Reputation: 23
I am trying to plot a ROC curve of an identifier used to determine positive incidences against background dataset. The identifier is a list of probability scores with some overlap between the two groups.
FG BG
0.02 0.10
0.03 0.25
0.02 0.12
0.04 0.16
0.05 0.45
0.12 0.31
0.13 0.20
(where FG = Positive and BG = Negative.)
I am plotting a ROC curve using PRROC in R to assess how well the identifier classifies the data into the correct group. Although there is a clear distinction between the classifier values produced between the positive and negative datasets, but my current ROC plot in R shows a low AUC value. My probability scores for the positive data are lower than the background so if I switch the classification around and have the background as the foreground points, I get a high scoring AUC curve and I am not 100% clear why this is the case, which plot is the best to use or whether there was an additional step I have missed before analysing my data.
roc <- roc.curve(scores.class0 = FG, scores.class1 = BG, curve = T)
ROC curve
Area under curve:
0.07143
roc2 <- roc.curve(scores.class0 = BG, scores.class1 = FG, curve = T)
ROC curve
Area under curve:
0.92857
Upvotes: 2
Views: 1137
Reputation: 7969
As you have indeed noticed, most ROC analysis tools assume that the scores in your positive class are higher than those of the negative class. More formally, an instance is classified as "positive" if X > T, where T is the decision threshold, and negative otherwise.

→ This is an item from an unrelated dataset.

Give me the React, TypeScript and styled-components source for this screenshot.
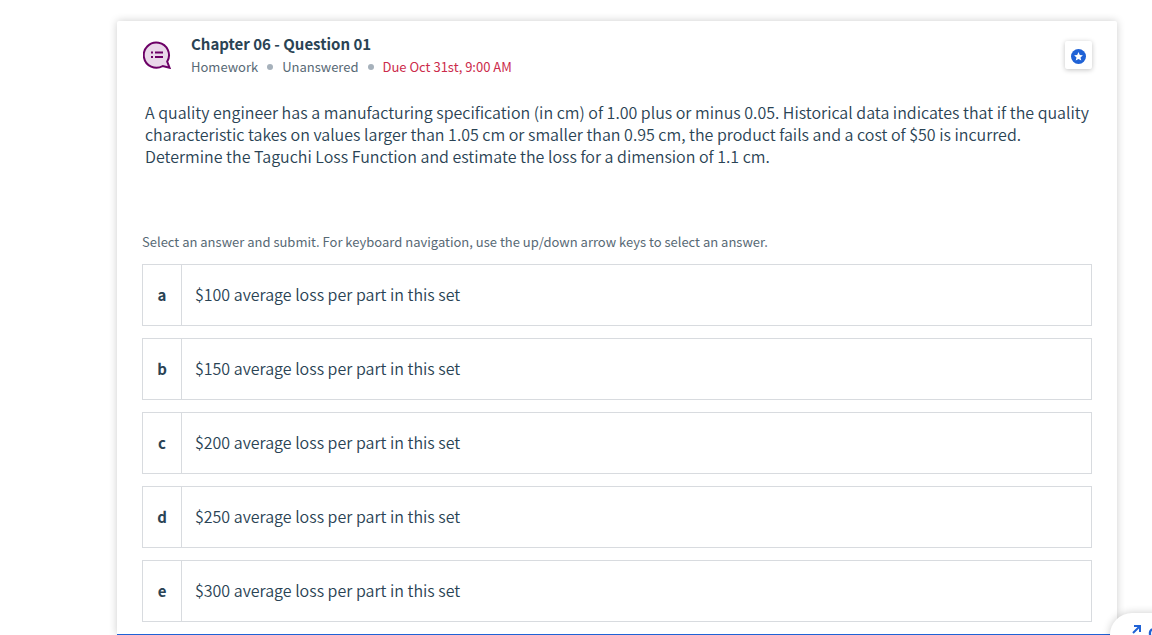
import React, { useState } from "react";
import styled, { createGlobalStyle } from "styled-components";

const GlobalStyle = createGlobalStyle`
  *, *::before, *::after { box-sizing: border-box; }
  html { overflow: hidden auto; scrollbar-width: none; }
  body {
    margin: 0;
    background: #fff;
    color: #2a4354;
    font-family: "Noto Sans CJK SC", "Noto Sans", sans-serif;
    font-size: 16px;
    font-weight: 350;
    line-height: 22px;
  }
`;

const Page = styled.main`
  padding: 21px 35px 0 117px;
`;

const Card = styled.article`
  background: #fff;
  border-bottom: 1px solid #1f62d6;
  border-radius: 2px 2px 0 0;
  box-shadow: 0 0 8px rgba(0, 0, 0, 0.2);
`;

const Header = styled.header`
  display: flex;
  align-items: flex-start;
  padding: 11px 25px 0 26px;
`;

const QuestionIcon = styled.svg`
  flex: none;
  width: 28px;
  height: 28px;
  margin-top: 9px;
`;

const Heading = styled.div`
  flex: 1;
  margin-left: 20px;
`;

const Title = styled.h1`
  margin: 0;
  font-size: 15px;
  font-weight: 600;
  line-height: 23px;
`;

const Meta = styled.p`
  display: flex;
  align-items: center;
  gap: 9px;
  margin: 0;
  color: #576975;
  font-size: 13px;
  font-weight: 400;
  line-height: 23px;
`;

const Dot = styled.span`
  width: 6px;
  height: 6px;
  border-radius: 50%;
  background: #a6b1bb;
`;

const Due = styled.span`
  color: #cc2b4b;
`;

const StarButton = styled.button`
  display: grid;
  place-items: center;
  width: 27px;
  height: 28px;
  margin-top: 9px;
  padding: 2px 0 0;
  border: 0;
  border-radius: 2px;
  background: #fff;
  box-shadow: 0 1px 5px rgba(0, 0, 0, 0.24);
  cursor: pointer;
`;

const Prompt = styled.p`
  margin: 0;
  padding: 23px 25px 0 28px;
`;

const Answers = styled.fieldset`
  display: flex;
  flex-direction: column;
  gap: 12px;
  min-width: 0;
  margin: 0;
  padding: 65px 25px 12px;
  border: 0;
`;

const Hint = styled.legend`
  float: left;
  padding: 0;
  color: #576975;
  font-size: 13px;
  font-weight: 400;
  line-height: 20px;
`;

const Option = styled.label`
  display: grid;
  grid-template-columns: 39px 1fr;
  height: 62px;
  border: 1px solid #d8dbdf;
  cursor: pointer;

  &:focus-within { border-color: #1f62d6; }
`;

const Radio = styled.input`
  position: absolute;
  opacity: 0;
  pointer-events: none;
`;

const Letter = styled.span<{ $selected: boolean }>`
  display: grid;
  place-items: center;
  border-right: 1px solid #d8dbdf;
  background: ${(p) => (p.$selected ? "#e5eefb" : "transparent")};
  font-size: 15px;
  font-weight: 700;
`;

const OptionText = styled.span`
  align-self: center;
  padding: 0 13px 2px;
`;

const OpenTab = styled.button`
  position: fixed;
  right: -58px;
  bottom: -22px;
  display: flex;
  align-items: center;
  gap: 7px;
  width: 100px;
  height: 44px;
  padding: 0 0 4px 22px;
  border: 0;
  border-radius: 22px;
  background: #fff;
  box-shadow: 0 0 8px rgba(0, 0, 0, 0.2);
  color: #1f62d6;
  font: inherit;
  font-size: 15px;
  font-weight: 700;
  cursor: pointer;
`;

const ArrowIcon = styled.svg`
  flex: none;
  align-self: flex-start;
  margin-top: 12px;
`;

const answers = [
  { id: "a", text: "$100 average loss per part in this set" },
  { id: "b", text: "$150 average loss per part in this set" },
  { id: "c", text: "$200 average loss per part in this set" },
  { id: "d", text: "$250 average loss per part in this set" },
  { id: "e", text: "$300 average loss per part in this set" },
];

export default function App() {
  const [selected, setSelected] = useState("");

  return (
    <>
      <GlobalStyle />
      <Page>
        <Card>
          <Header>
            <QuestionIcon viewBox="0 0 28 28" aria-hidden="true">
              <path
                d="M24.2 20.6A12.6 12.6 0 1 0 19.8 25L26.6 26.8Z"
                fill="#ead8ea"
                stroke="#6c0066"
                strokeWidth="2"
                strokeLinejoin="miter"
              />
              <path
                d="M8 11.6h2M12 11.6h8M8 16h2M12 16h8"
                stroke="#6c0066"
                strokeWidth="2"
              />
            </QuestionIcon>
            <Heading>
              <Title>Chapter 06 - Question 01</Title>
              <Meta>
                <span>Homework</span>
                <Dot />
                <span>Unanswered</span>
                <Dot />
                <Due>Due Oct 31st, 9:00 AM</Due>
              </Meta>
            </Heading>
            <StarButton type="button" aria-label="Bookmark question">
              <svg width="15" height="15" viewBox="0 0 15 15" aria-hidden="true">
                <circle cx="7.5" cy="7.5" r="7.5" fill="#1f62d6" />
                <path
                  d="M7.5 3l1.3 3 3.1.3-2.4 2.1.8 3.2-2.8-1.7-2.8 1.7.8-3.2-2.4-2.1 3.1-.3z"
                  fill="#fff"
                />
              </svg>
            </StarButton>
          </Header>
          <Prompt>
            A quality engineer has a manufacturing specification (in cm) of 1.00 plus or
            minus 0.05. Historical data indicates that if the quality characteristic takes
            on values larger than 1.05 cm or smaller than 0.95 cm, the product fails and a
            cost of $50 is incurred. Determine the Taguchi Loss Function and estimate the
            loss for a dimension of 1.1 cm.
          </Prompt>
          <Answers>
            <Hint>
              Select an answer and submit. For keyboard navigation, use the up/down arrow
              keys to select an answer.
            </Hint>
            {answers.map(({ id, text }) => (
              <Option key={id}>
                <Radio
                  type="radio"
                  name="answer"
                  value={id}
                  checked={selected === id}
                  onChange={() => setSelected(id)}
                />
                <Letter $selected={selected === id}>{id}</Letter>
                <OptionText>{text}</OptionText>
              </Option>
            ))}
          </Answers>
        </Card>
      </Page>
      <OpenTab type="button">
        <ArrowIcon width="9" height="9" viewBox="0 0 9 9" aria-hidden="true">
          <path d="M2 1h6v6M8 1L1 8" fill="none" stroke="#1f62d6" strokeWidth="2" />
        </ArrowIcon>
        <span>Open</span>
      </OpenTab>
    </>
  );
}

There is no fundamental reason for it to be so. It is perfectly valid to have a decision such as X < T, however most ROC software don't have that option.

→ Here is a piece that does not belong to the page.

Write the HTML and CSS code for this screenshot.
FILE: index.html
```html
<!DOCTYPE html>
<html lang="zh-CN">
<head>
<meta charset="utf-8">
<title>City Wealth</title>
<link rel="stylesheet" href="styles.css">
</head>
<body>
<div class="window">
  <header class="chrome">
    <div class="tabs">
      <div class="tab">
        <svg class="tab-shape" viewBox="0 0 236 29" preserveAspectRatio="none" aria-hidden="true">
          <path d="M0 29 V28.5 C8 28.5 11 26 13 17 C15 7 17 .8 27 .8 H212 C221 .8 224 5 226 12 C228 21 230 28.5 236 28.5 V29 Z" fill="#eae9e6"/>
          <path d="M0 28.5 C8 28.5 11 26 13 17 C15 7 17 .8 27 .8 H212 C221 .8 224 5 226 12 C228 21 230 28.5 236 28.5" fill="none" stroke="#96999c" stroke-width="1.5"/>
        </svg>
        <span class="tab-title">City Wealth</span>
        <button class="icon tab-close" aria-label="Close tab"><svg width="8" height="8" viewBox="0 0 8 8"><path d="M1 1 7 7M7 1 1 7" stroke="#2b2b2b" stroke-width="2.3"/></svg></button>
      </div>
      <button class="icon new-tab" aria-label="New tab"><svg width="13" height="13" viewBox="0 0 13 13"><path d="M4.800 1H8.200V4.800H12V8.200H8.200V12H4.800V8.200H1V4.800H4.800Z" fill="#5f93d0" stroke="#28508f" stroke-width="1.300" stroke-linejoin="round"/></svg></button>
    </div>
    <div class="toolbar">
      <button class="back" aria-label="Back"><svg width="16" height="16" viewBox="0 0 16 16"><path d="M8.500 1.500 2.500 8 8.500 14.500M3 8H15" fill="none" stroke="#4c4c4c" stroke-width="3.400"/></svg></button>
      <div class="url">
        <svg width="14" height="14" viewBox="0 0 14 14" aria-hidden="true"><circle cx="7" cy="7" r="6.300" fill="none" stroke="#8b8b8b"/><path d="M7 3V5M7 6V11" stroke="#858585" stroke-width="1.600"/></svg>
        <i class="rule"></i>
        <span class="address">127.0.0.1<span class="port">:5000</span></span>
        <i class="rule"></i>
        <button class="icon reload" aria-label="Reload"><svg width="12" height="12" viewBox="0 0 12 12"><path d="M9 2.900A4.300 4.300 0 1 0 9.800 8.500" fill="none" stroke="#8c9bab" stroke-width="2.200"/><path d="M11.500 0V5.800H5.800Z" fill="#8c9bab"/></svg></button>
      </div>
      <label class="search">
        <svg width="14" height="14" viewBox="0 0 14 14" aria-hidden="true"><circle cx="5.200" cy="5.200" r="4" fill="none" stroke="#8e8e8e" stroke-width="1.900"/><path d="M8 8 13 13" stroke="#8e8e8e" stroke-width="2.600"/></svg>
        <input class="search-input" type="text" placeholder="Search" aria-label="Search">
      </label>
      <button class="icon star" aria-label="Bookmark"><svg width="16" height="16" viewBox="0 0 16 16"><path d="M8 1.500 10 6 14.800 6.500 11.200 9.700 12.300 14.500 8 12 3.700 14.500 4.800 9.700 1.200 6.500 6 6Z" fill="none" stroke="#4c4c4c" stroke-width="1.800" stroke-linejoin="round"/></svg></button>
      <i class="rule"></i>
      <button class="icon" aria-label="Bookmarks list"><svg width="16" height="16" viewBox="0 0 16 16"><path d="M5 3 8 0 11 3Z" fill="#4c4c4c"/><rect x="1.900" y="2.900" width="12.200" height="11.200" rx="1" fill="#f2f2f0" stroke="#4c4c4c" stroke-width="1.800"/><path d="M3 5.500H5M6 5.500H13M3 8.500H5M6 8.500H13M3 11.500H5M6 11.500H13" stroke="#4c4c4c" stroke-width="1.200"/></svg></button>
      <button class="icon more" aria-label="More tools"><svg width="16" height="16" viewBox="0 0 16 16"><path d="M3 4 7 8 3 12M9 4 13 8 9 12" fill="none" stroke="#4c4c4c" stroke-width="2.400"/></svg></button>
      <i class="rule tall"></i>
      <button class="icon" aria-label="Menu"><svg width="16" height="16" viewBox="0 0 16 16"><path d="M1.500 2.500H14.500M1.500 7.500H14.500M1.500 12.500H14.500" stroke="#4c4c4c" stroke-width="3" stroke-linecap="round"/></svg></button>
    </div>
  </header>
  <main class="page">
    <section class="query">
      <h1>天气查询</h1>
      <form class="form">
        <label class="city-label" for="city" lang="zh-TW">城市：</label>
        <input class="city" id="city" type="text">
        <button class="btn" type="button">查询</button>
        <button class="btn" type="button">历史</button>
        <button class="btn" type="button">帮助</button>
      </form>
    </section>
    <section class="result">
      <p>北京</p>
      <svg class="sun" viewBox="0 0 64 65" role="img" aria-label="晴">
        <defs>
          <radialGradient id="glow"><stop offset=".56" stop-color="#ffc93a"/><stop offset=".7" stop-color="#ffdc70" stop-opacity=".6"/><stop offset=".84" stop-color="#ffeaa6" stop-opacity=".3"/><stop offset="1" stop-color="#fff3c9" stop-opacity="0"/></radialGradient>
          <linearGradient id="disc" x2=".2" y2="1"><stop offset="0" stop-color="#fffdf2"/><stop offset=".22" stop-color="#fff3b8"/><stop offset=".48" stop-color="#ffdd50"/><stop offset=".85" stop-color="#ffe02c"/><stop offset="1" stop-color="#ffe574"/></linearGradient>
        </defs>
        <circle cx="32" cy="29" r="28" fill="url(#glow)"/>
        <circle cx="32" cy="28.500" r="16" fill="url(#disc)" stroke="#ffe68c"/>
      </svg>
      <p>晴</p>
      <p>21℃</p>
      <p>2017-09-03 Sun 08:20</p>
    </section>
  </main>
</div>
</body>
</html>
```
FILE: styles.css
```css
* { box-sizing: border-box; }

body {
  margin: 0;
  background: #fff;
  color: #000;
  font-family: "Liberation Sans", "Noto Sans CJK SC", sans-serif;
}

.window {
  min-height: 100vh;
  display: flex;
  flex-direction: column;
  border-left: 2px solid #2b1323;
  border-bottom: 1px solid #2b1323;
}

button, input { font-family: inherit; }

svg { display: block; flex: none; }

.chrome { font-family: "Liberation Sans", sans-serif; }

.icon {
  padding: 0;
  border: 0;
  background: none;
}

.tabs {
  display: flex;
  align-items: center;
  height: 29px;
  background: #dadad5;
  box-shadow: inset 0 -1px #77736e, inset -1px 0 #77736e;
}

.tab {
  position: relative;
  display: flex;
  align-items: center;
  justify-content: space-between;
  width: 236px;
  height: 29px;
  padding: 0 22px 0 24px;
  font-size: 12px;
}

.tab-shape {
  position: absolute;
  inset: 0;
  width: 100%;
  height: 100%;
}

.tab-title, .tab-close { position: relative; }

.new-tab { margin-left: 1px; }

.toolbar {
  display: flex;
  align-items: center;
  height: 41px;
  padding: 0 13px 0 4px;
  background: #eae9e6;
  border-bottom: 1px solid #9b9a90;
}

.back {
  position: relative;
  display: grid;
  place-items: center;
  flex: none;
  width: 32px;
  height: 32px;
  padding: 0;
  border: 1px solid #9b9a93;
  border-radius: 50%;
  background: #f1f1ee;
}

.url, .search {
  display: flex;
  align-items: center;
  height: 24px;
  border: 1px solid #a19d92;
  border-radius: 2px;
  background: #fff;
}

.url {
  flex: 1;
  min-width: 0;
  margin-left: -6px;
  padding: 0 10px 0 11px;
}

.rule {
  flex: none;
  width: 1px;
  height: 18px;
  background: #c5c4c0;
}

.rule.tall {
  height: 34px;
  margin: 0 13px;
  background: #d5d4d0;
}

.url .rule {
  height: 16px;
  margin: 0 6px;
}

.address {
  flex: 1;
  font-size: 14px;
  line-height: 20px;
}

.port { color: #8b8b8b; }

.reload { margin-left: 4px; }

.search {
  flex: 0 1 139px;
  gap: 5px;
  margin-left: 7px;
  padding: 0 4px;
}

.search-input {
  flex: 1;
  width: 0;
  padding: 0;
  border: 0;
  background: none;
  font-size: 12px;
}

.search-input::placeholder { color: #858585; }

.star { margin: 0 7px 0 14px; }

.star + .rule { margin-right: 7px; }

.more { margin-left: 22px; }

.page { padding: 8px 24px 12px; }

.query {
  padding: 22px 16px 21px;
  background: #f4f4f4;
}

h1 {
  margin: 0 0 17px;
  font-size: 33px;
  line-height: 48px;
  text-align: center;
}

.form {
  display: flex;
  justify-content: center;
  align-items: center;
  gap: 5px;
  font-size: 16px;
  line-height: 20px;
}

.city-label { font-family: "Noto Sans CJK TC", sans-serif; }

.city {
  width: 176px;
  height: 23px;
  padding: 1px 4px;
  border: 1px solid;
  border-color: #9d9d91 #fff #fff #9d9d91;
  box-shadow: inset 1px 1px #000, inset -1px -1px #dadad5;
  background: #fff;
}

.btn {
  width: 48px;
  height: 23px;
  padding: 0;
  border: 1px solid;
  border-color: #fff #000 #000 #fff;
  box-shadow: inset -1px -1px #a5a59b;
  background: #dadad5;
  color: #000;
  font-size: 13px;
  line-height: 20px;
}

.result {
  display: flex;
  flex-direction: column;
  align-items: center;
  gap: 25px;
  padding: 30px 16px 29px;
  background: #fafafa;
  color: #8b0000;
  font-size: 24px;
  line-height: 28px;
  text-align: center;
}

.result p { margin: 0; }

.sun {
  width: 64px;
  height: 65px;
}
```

Using your first option resulting in AUC = 0.07143 would imply that your classifier performs worse than random. This is not correct.
As you noticed, swapping the class labels yields the correct curve value. This is possible because ROC curves are insensitive to class distributions - and the classes can be reverted without a problem. However I wouldn't personally recommend that option. I can see two cases where this can be misleading:
An alternative and preferable approach would be to invert your scores for this analysis, so that the positive class effectively has higher scores:
roc <- roc.curve(scores.class0 = -FG, scores.class1 = -BG, curve = T)
Upvotes: 0